To be sure, I would blame no one for going along with the idea that the campaign is morally illegitimate for just cause reasons, since if Cardinal McElroy and Dr. Feser agree on a point of moral theology and philosophy, then it is at least reasonably safe and Catholic. Nonetheless, I don't think those particular arguments work on rational grounds.

I also don't think Cardinal McElroy's argument on expectation of good, at least as it stands, works; Ed rightly notes that the mere fact that something could turn out well is not enough to make it just, but it's also true, for much the same reason, that the mere fact that something could go very wrong is not enough to make it unjust. That is, unless we are moral rigorists, which I can hardly imagine Cardinal McElroy intends. War is uncertain, unpredictable, and cannot be done according to a strict plan; and people who forecast wars are virtually always wrong. Further, the idea that we should not act in a way that would create greater harm than the harm we are addressing is concerned specifically with grave evils and disorders directly associated with the use of arms and its natural aftermath. Broader ripples and unpleasant consequences are not the concern here. (The argument also has an inconvenient result for His Eminence's position in that it implies the United States also cannot justly withdraw from the conflict until we can do so in a way that would guarantee that the withdrawal would not gravely harm our allies in the region. This is probably close to true, but it is not, I think, what the Cardinal is intending to suggest.)
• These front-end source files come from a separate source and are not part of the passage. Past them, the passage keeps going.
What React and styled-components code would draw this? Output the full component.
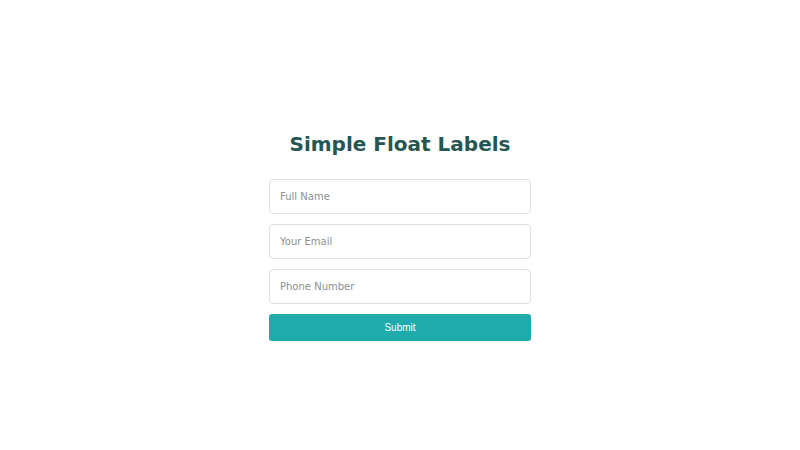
import React from "react";
import styled, { createGlobalStyle } from "styled-components";

const Global = createGlobalStyle`
  * { box-sizing: border-box; }
  html, body { margin: 0; padding: 0; background: #fff; }
  body { font-family: "DejaVu Sans", sans-serif; }
`;

const Page = styled.div`
  display: flex;
  justify-content: center;
  padding-top: 132px;
`;

const Form = styled.form`
  width: 262px;
  display: flex;
  flex-direction: column;
  gap: 10px;
`;

const Title = styled.h1`
  margin: 0 -40px 13px;
  font-family: "DejaVu Sans", sans-serif;
  font-weight: bold;
  font-size: 20px;
  line-height: 24px;
  color: #245753;
  text-align: center;
`;

const Input = styled.input`
  width: 100%;
  height: 35px;
  margin: 0;
  padding: 0 10px;
  border: 1px solid #e0e0e0;
  border-radius: 4px;
  font-family: "DejaVu Sans", sans-serif;
  font-size: 10px;
  color: #333;
  outline: none;
  &::placeholder { color: #8c9090; }
`;

const Button = styled.button`
  width: 100%;
  height: 27px;
  border: none;
  border-radius: 3px;
  background: #1fabab;
  color: #fff;
  font-family: "Liberation Sans", Arial, sans-serif;
  font-size: 10px;
  cursor: pointer;
`;

export default function App() {
  return (
    <>
      <Global />
      <Page>
        <Form onSubmit={(e) => e.preventDefault()}>
          <Title>Simple Float Labels</Title>
          <Input type="text" placeholder="Full Name" />
          <Input type="email" placeholder="Your Email" />
          <Input type="tel" placeholder="Phone Number" />
          <Button type="submit">Submit</Button>
        </Form>
      </Page>
    </>
  );
}
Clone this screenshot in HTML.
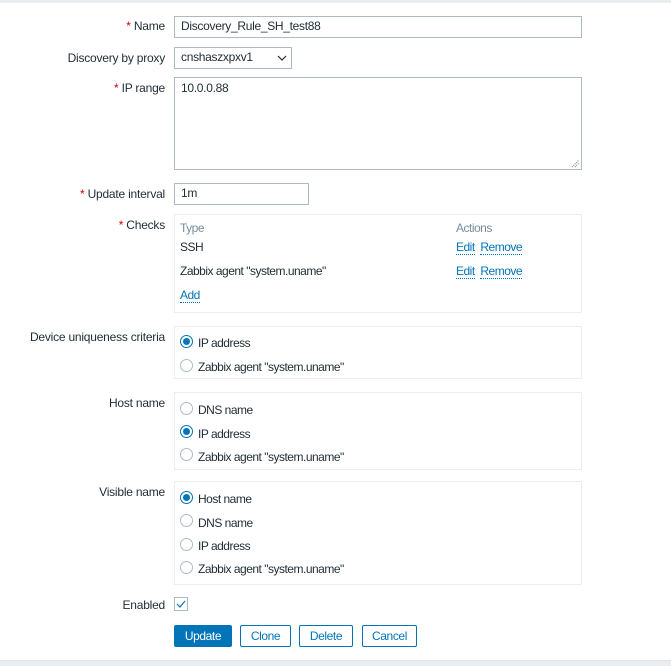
<!DOCTYPE html>
<html><head><style>
body{margin:0;width:671px;height:665px;background:#fff;position:relative;overflow:hidden;font-family:"Liberation Sans",Arial,sans-serif;font-size:12px;color:#1f2c33}
.a{position:absolute}
.top{left:0;top:0;width:671px;height:3px;background:#ebeef0}
.bot{left:0;top:660px;width:671px;height:5px;background:#ebeef0;border-top:1px solid #dfe4e7}
.lbl{right:506px;text-align:right;white-space:nowrap;letter-spacing:-0.22px}
.st{color:#d40000}
.inp{border:1px solid #acbbc2;box-sizing:border-box;background:#fff;padding-left:6px;line-height:19px;letter-spacing:-0.3px}
.box{border:1px solid #ebeef0;box-sizing:border-box;left:174px;width:408px}
.rad{width:13px;height:13px;border:1px solid #acbbc2;border-radius:50%;box-sizing:border-box;left:180px}
.rad.on{border-color:#0275b8}
.rad.on::after{content:"";position:absolute;left:2px;top:2px;width:7px;height:7px;border-radius:50%;background:#0275b8}
.rt{left:198px;letter-spacing:-0.5px;white-space:nowrap}
.tx{letter-spacing:-0.5px;white-space:nowrap}
.lnk{color:#0275b8;border-bottom:1px dotted #0275b8;line-height:13px}
.btn{top:625px;height:22px;box-sizing:border-box;border:1px solid #0275b8;border-radius:2px;color:#0275b8;text-align:center;line-height:20px;letter-spacing:-0.4px}
</style></head><body>
<div class="a top"></div>
<div class="a bot"></div>

<div class="a lbl" style="top:19px"><span class="st">*</span> Name</div>
<div class="a inp" style="left:174px;top:16px;width:408px;height:22px">Discovery_Rule_SH_test88</div>

<div class="a lbl" style="top:51px">Discovery by proxy</div>
<div class="a inp" style="left:174px;top:47px;width:118px;height:22px">cnshaszxpxv1</div>
<svg class="a" style="left:277px;top:55px" width="10" height="6"><path d="M1 1L5 5L9 1" stroke="#1f2c33" stroke-width="1.2" fill="none"/></svg>

<div class="a lbl" style="top:81px"><span class="st">*</span> IP range</div>
<div class="a inp" style="left:174px;top:77px;width:408px;height:93px;padding-top:1px">10.0.0.88</div>
<svg class="a" style="left:571px;top:159px" width="9" height="9"><path d="M1 8L8 1M4 8L8 4" stroke="#777" stroke-width="1" stroke-dasharray="1 1"/></svg>

<div class="a lbl" style="top:187px"><span class="st">*</span> Update interval</div>
<div class="a inp" style="left:174px;top:183px;width:135px;height:22px">1m</div>

<div class="a lbl" style="top:218px"><span class="st">*</span> Checks</div>
<div class="a box" style="top:214px;height:99px"></div>
<div class="a tx" style="left:180px;top:221px;color:#768d99">Type</div>
<div class="a tx" style="left:456px;top:221px;color:#768d99">Actions</div>
<div class="a tx" style="left:180px;top:240px">SSH</div>
<div class="a tx" style="left:456px;top:240px"><span class="lnk">Edit</span>&nbsp; <span class="lnk">Remove</span></div>
<div class="a tx" style="left:180px;top:264px">Zabbix agent "system.uname"</div>
<div class="a tx" style="left:456px;top:264px"><span class="lnk">Edit</span>&nbsp; <span class="lnk">Remove</span></div>
<div class="a tx" style="left:180px;top:288px"><span class="lnk">Add</span></div>

<div class="a lbl" style="top:330px">Device uniqueness criteria</div>
<div class="a box" style="top:326px;height:53px"></div>
<div class="a rad on" style="top:335px"></div><div class="a rt" style="top:336px">IP address</div>
<div class="a rad" style="top:359px"></div><div class="a rt" style="top:360px">Zabbix agent "system.uname"</div>

<div class="a lbl" style="top:396px">Host name</div>
<div class="a box" style="top:392px;height:78px"></div>
<div class="a rad" style="top:402px"></div><div class="a rt" style="top:403px">DNS name</div>
<div class="a rad on" style="top:425px"></div><div class="a rt" style="top:427px">IP address</div>
<div class="a rad" style="top:448px"></div><div class="a rt" style="top:450px">Zabbix agent "system.uname"</div>

<div class="a lbl" style="top:485px">Visible name</div>
<div class="a box" style="top:481px;height:104px"></div>
<div class="a rad on" style="top:491px"></div><div class="a rt" style="top:492px">Host name</div>
<div class="a rad" style="top:514px"></div><div class="a rt" style="top:516px">DNS name</div>
<div class="a rad" style="top:538px"></div><div class="a rt" style="top:539px">IP address</div>
<div class="a rad" style="top:561px"></div><div class="a rt" style="top:562px">Zabbix agent "system.uname"</div>

<div class="a lbl" style="top:598px">Enabled</div>
<div class="a" style="left:174px;top:597px;width:14px;height:14px;border:1px solid #acbbc2;box-sizing:border-box"></div>
<svg class="a" style="left:176px;top:599px" width="10" height="10"><path d="M1 5L4 8L9 2" stroke="#0275b8" stroke-width="1.2" fill="none"/></svg>

<div class="a btn" style="left:174px;width:58px;background:#0275b8;color:#fff">Update</div>
<div class="a btn" style="left:240px;width:51px">Clone</div>
<div class="a btn" style="left:299px;width:54px">Delete</div>
<div class="a btn" style="left:362px;width:55px">Cancel</div>
</body></html>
I remember Ed having some sympathy with the idea that the Iraq War met just war criteria, when I was skeptical of that. It's interesting here that Ed regards the current Iran campaign as manifestly unjust whereas I am at least much more sympathetic to the general possibility of its being just. Nonetheless, I think, McElroy is quite right that, in terms of what has actually been done there are serious concerns with right intention, and particularly with clear intent or purpose, which is only one part of right intention, but nonetheless one that is seomtiems quite important. And Ed's argument on lawful authority is, I think, likewise a matter of serious concern in this particular case.